Aim of the exercise —
Scan the data below. Pull out each line where "this" occurs.

── Data provided ──

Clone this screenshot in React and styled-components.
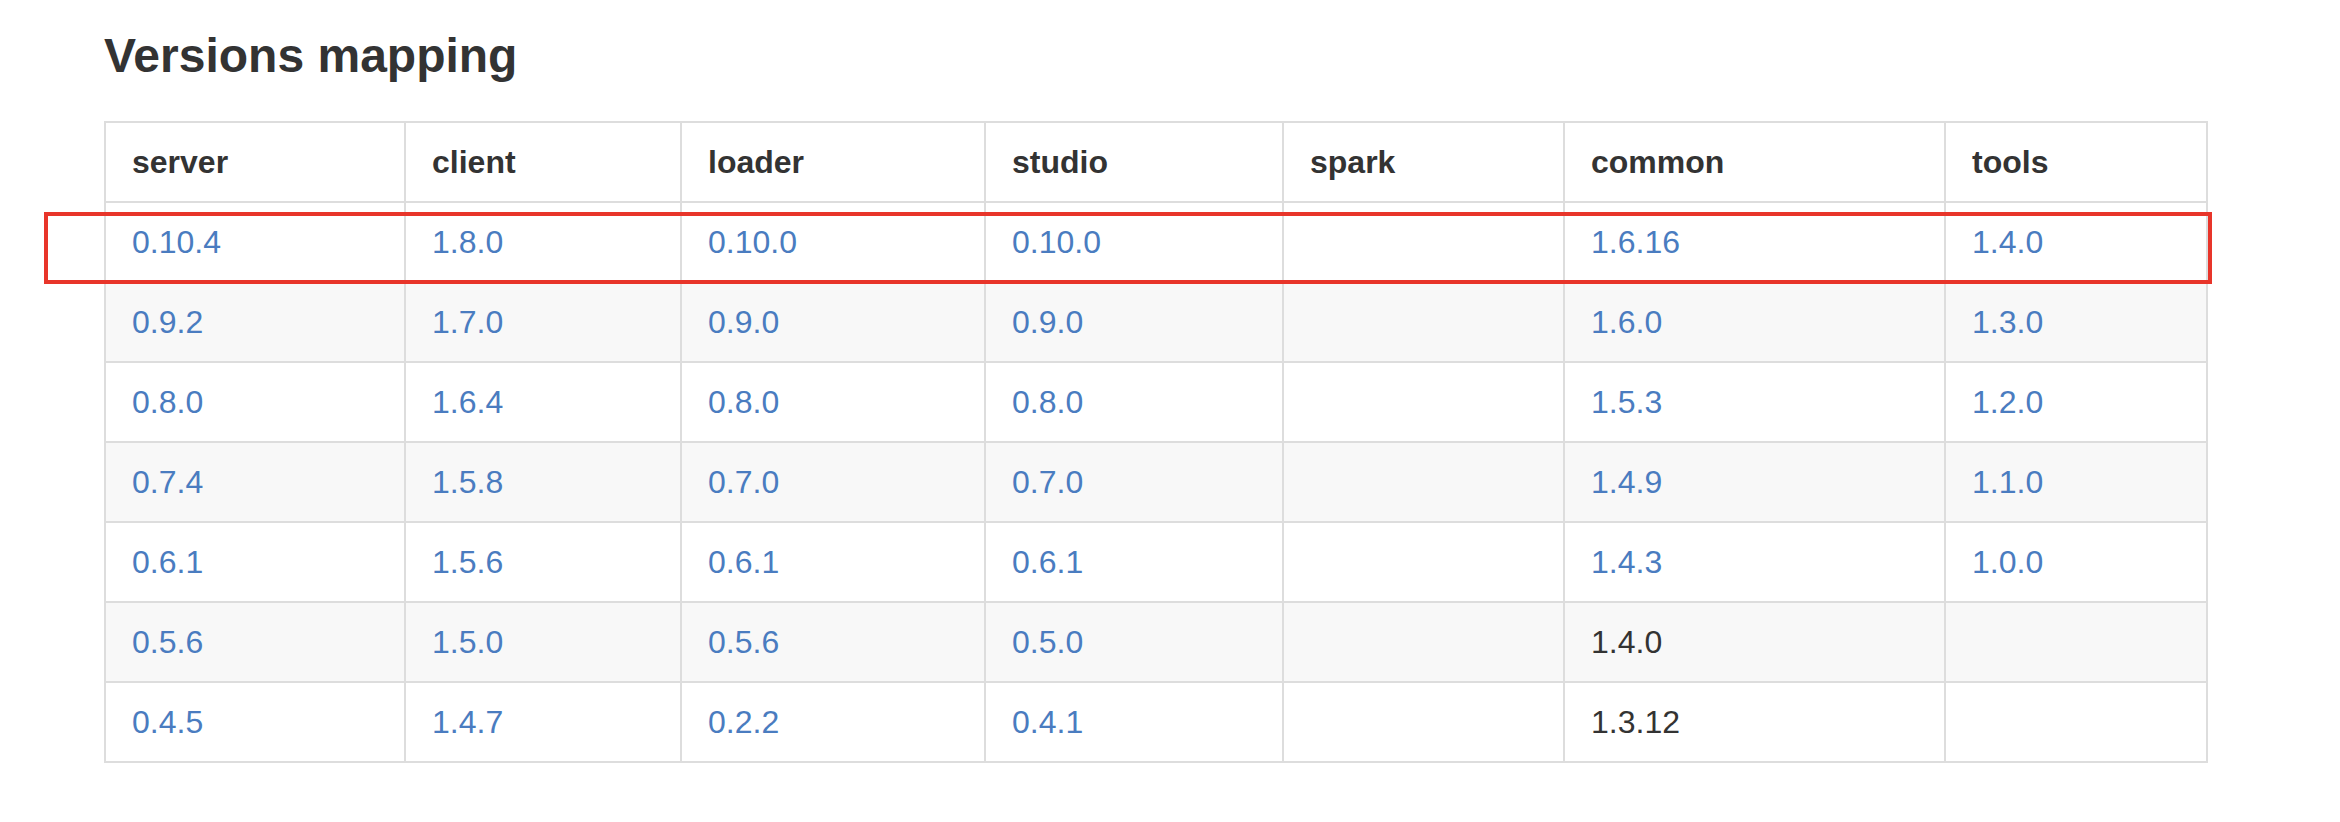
import React from "react";
import styled, { createGlobalStyle } from "styled-components";

const Global = createGlobalStyle`
  html, body { margin: 0; padding: 0; background: #fff; }
  body { font-family: "Liberation Sans", Arial, sans-serif; color: #333; }
`;

const Page = styled.div`
  position: relative;
  width: 2340px;
  height: 822px;
  padding: 30px 0 0 104px;
  box-sizing: border-box;
`;

const Title = styled.h2`
  margin: 0 0 38px 0;
  font-size: 48px;
  line-height: 52.8px;
  font-weight: 700;
  color: #333;
`;

const Table = styled.table`
  border-collapse: collapse;
  border-spacing: 0;
  table-layout: fixed;
  width: 2102px;
  font-size: 32px;
  line-height: 46px;
`;

const HeadCell = styled.th`
  text-align: left;
  font-weight: 700;
  color: #333;
  padding: 16px 26px;
  border: 2px solid #ddd;
  white-space: nowrap;
`;

const Row = styled.tr`
  background: ${(p) => (p.$striped ? "#f8f8f8" : "#fff")};
`;

const Cell = styled.td`
  padding: 16px 26px;
  border: 2px solid #ddd;
  color: #333;
  white-space: nowrap;
`;

const VersionLink = styled.a`
  color: #4a7cc0;
  text-decoration: none;
`;

const Highlight = styled.div`
  position: absolute;
  left: 44px;
  top: 212px;
  width: 2168px;
  height: 72px;
  box-sizing: border-box;
  border: 4px solid #e8352a;
  pointer-events: none;
`;

const columns = [
  { name: "server", width: 300 },
  { name: "client", width: 276 },
  { name: "loader", width: 304 },
  { name: "studio", width: 298 },
  { name: "spark", width: 281 },
  { name: "common", width: 381 },
  { name: "tools", width: 262 },
];

// string = link, {t} = plain text
const rows = [
  ["0.10.4", "1.8.0", "0.10.0", "0.10.0", "", "1.6.16", "1.4.0"],
  ["0.9.2", "1.7.0", "0.9.0", "0.9.0", "", "1.6.0", "1.3.0"],
  ["0.8.0", "1.6.4", "0.8.0", "0.8.0", "", "1.5.3", "1.2.0"],
  ["0.7.4", "1.5.8", "0.7.0", "0.7.0", "", "1.4.9", "1.1.0"],
  ["0.6.1", "1.5.6", "0.6.1", "0.6.1", "", "1.4.3", "1.0.0"],
  ["0.5.6", "1.5.0", "0.5.6", "0.5.0", "", { t: "1.4.0" }, ""],
  ["0.4.5", "1.4.7", "0.2.2", "0.4.1", "", { t: "1.3.12" }, ""],
];

function renderValue(v) {
  if (!v) return null;
  if (typeof v === "object") return v.t;
  return <VersionLink href="#">{v}</VersionLink>;
}

export default function App() {
  return (
    <>
      <Global />
      <Page>
        <Title>Versions mapping</Title>
        <Table>
          <colgroup>
            {columns.map((c) => (
              <col key={c.name} style={{ width: c.width }} />
            ))}
          </colgroup>
          <thead>
            <tr>
              {columns.map((c) => (
                <HeadCell key={c.name}>{c.name}</HeadCell>
              ))}
            </tr>
          </thead>
          <tbody>
            {rows.map((r, i) => (
              <Row key={i} $striped={i % 2 === 1}>
                {r.map((v, j) => (
                  <Cell key={j}>{renderValue(v)}</Cell>
                ))}
              </Row>
            ))}
          </tbody>
        </Table>
        <Highlight />
      </Page>
    </>
  );
}
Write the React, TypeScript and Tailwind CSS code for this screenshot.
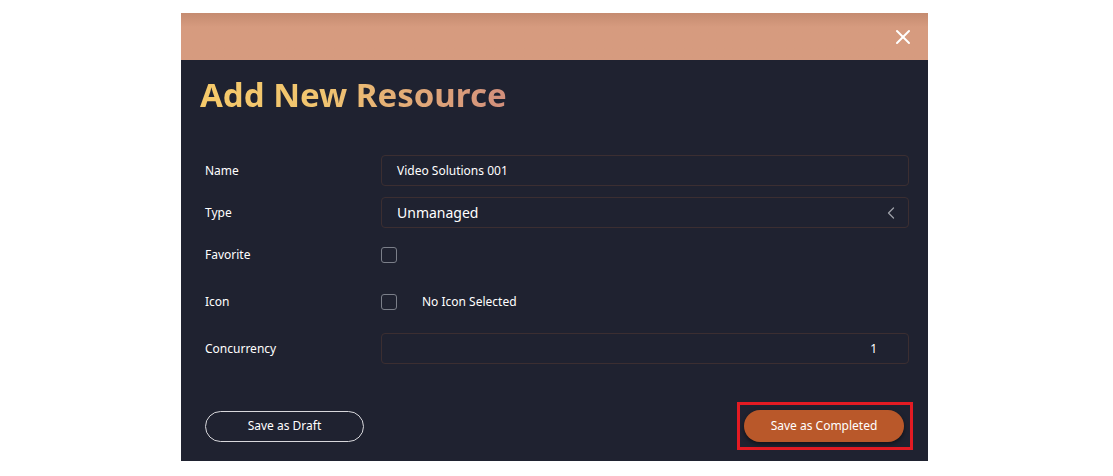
import { X, ChevronLeft } from "lucide-react";

function FieldRow({
  label,
  className,
  children,
}: {
  label: string;
  className?: string;
  children: React.ReactNode;
}) {
  return (
    <div className={`flex items-center ${className ?? ""}`}>
      <div className="w-[176px] shrink-0 text-[12px] text-white">{label}</div>
      <div className="flex flex-1 items-center">{children}</div>
    </div>
  );
}

function Checkbox() {
  return (
    <span className="block h-4 w-4 rounded-[3px] border border-[#7b7f89] bg-transparent" />
  );
}

export default function App() {
  return (
    <div className="min-h-screen bg-white pt-[13px] font-['Noto_Sans',sans-serif]">
      <div className="ml-[181px] w-[747px]">
        {/* header band */}
        <div className="flex h-[47px] items-center justify-end bg-gradient-to-b from-[#c58b70] via-[#d69b7f] via-30% to-[#d69b7f] pr-[13px]">
          <X className="h-[24px] w-[24px] text-white" strokeWidth={2} />
        </div>

        {/* body */}
        <div className="h-[401px] bg-[#1f2230] px-[19px]">
          <h1 className="pt-[12px] text-[33px] font-bold leading-[46px]">
            <span className="bg-gradient-to-r from-[#f6ca6a] via-[#f0c470] via-40% to-[#d28f7c] bg-clip-text text-transparent">
              Add New Resource
            </span>
          </h1>

          <div className="pl-[5px]">
            <FieldRow label="Name" className="mt-[37px] h-[31px]">
              <div className="flex h-[31px] w-full items-center rounded-[4px] border border-[#3b2e31] px-[15px] text-[12px] text-white">
                Video Solutions 001
              </div>
            </FieldRow>

            <FieldRow label="Type" className="mt-[11px] h-[31px]">
              <div className="flex h-[31px] w-full items-center justify-between rounded-[4px] border border-[#3b2e31] pl-[15px] pr-[7px] text-[14px] text-white">
                <span>Unmanaged</span>
                <ChevronLeft className="h-[20px] w-[20px] text-[#9da0a8]" strokeWidth={1.5} />
              </div>
            </FieldRow>

            <FieldRow label="Favorite" className="mt-[11px] h-[31px]">
              <Checkbox />
            </FieldRow>

            <FieldRow label="Icon" className="mt-[16px] h-[31px]">
              <Checkbox />
              <span className="ml-[25px] text-[12px] text-white">No Icon Selected</span>
            </FieldRow>

            <FieldRow label="Concurrency" className="mt-[16px] h-[31px]">
              <div className="flex h-[31px] w-full items-center justify-end rounded-[4px] border border-[#3b2e31] px-[31px] text-[12px] text-white">
                1
              </div>
            </FieldRow>

            <div className="mt-[38px] flex items-center justify-between">
              <button className="h-[31px] w-[159px] rounded-full border border-[#d8d8dc] text-[12px] text-white">
                Save as Draft
              </button>
              <div className="mr-[-4px] border-[3px] border-[#e31b23] py-[5px] pl-[4px] pr-[6px]">
                <button className="h-[32px] w-[160px] rounded-full bg-[#b9582a] text-[12px] text-white shadow-[0_2px_4px_rgba(0,0,0,0.5)]">
                  Save as Completed
                </button>
              </div>
            </div>
          </div>
        </div>
      </div>
    </div>
  );
}
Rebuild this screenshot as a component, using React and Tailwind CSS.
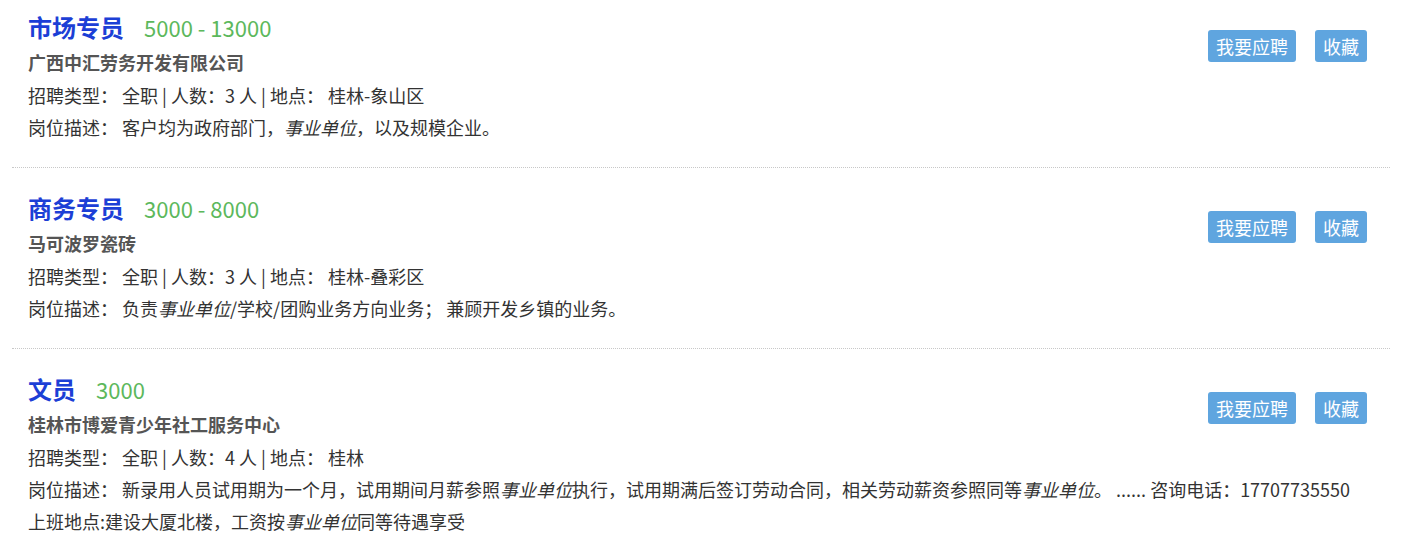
import React from "react";

const jobs = [
  {
    title: "市场专员",
    salary: "5000 - 13000",
    company: "广西中汇劳务开发有限公司",
    count: "3",
    place: "桂林-象山区",
    desc: (
      <>
        客户均为政府部门，<em>事业单位</em>，以及规模企业。
      </>
    ),
  },
  {
    title: "商务专员",
    salary: "3000 - 8000",
    company: "马可波罗瓷砖",
    count: "3",
    place: "桂林-叠彩区",
    desc: (
      <>
        负责<em>事业单位</em>/学校/团购业务方向业务； 兼顾开发乡镇的业务。
      </>
    ),
  },
  {
    title: "文员",
    salary: "3000",
    company: "桂林市博爱青少年社工服务中心",
    count: "4",
    place: "桂林",
    desc: (
      <>
        新录用人员试用期为一个月，试用期间月薪参照<em>事业单位</em>执行，试用期满后签订劳动合同，相关劳动薪资参照同等<em>事业单位</em>。 ...... 咨询电话：17707735550
        <br />
        上班地点:建设大厦北楼，工资按<em>事业单位</em>同等待遇享受
      </>
    ),
  },
];

function Item({ job, first, last }) {
  return (
    <div
      className={
        "px-[16px] pb-[24px] " +
        (first ? "pt-[9px] " : "pt-[22px] ") +
        (last ? "" : "border-b border-dotted border-[#c8c8c8]")
      }
    >
      <div className="float-right mt-[21px] mr-[7px] flex gap-[19px]">
        <button className="h-[32px] px-[8px] rounded-[3px] bg-[#5fa5df] text-white text-[18px] leading-[32px]">
          我要应聘
        </button>
        <button className="h-[32px] px-[8px] rounded-[3px] bg-[#5fa5df] text-white text-[18px] leading-[32px]">
          收藏
        </button>
      </div>
      <div className="flex items-baseline h-[36px] leading-[36px]">
        <span className="text-[24px] font-bold text-[#1c3fd6]">{job.title}</span>
        <span className="ml-[20px] text-[22px] text-[#5cb85c]">{job.salary}</span>
      </div>
      <div className="mt-[1px] h-[33px] leading-[33px] text-[18px] font-bold text-[#555]">
        {job.company}
      </div>
      <div className="leading-[32px] text-[18px] text-[#333]">
        招聘类型：&nbsp;全职 | 人数：{job.count} 人 | 地点：&nbsp;{job.place}
      </div>
      <div className="leading-[32px] text-[18px] text-[#333]">
        岗位描述：&nbsp;{job.desc}
      </div>
    </div>
  );
}

export default function App() {
  return (
    <div
      className="bg-white w-[1409px] h-[552px] overflow-hidden"
      style={{ fontFamily: '"Noto Sans CJK SC", "Noto Sans", sans-serif' }}
    >
      <div className="ml-[12px] w-[1378px]">
        {jobs.map((j, i) => (
          <Item key={i} job={j} first={i === 0} last={i === jobs.length - 1} />
        ))}
      </div>
    </div>
  );
}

───

Reply —
Clone this screenshot in React and styled-components.
Write the React, TypeScript and Tailwind CSS code for this screenshot.
Rebuild this screenshot as a component, using React and Tailwind CSS.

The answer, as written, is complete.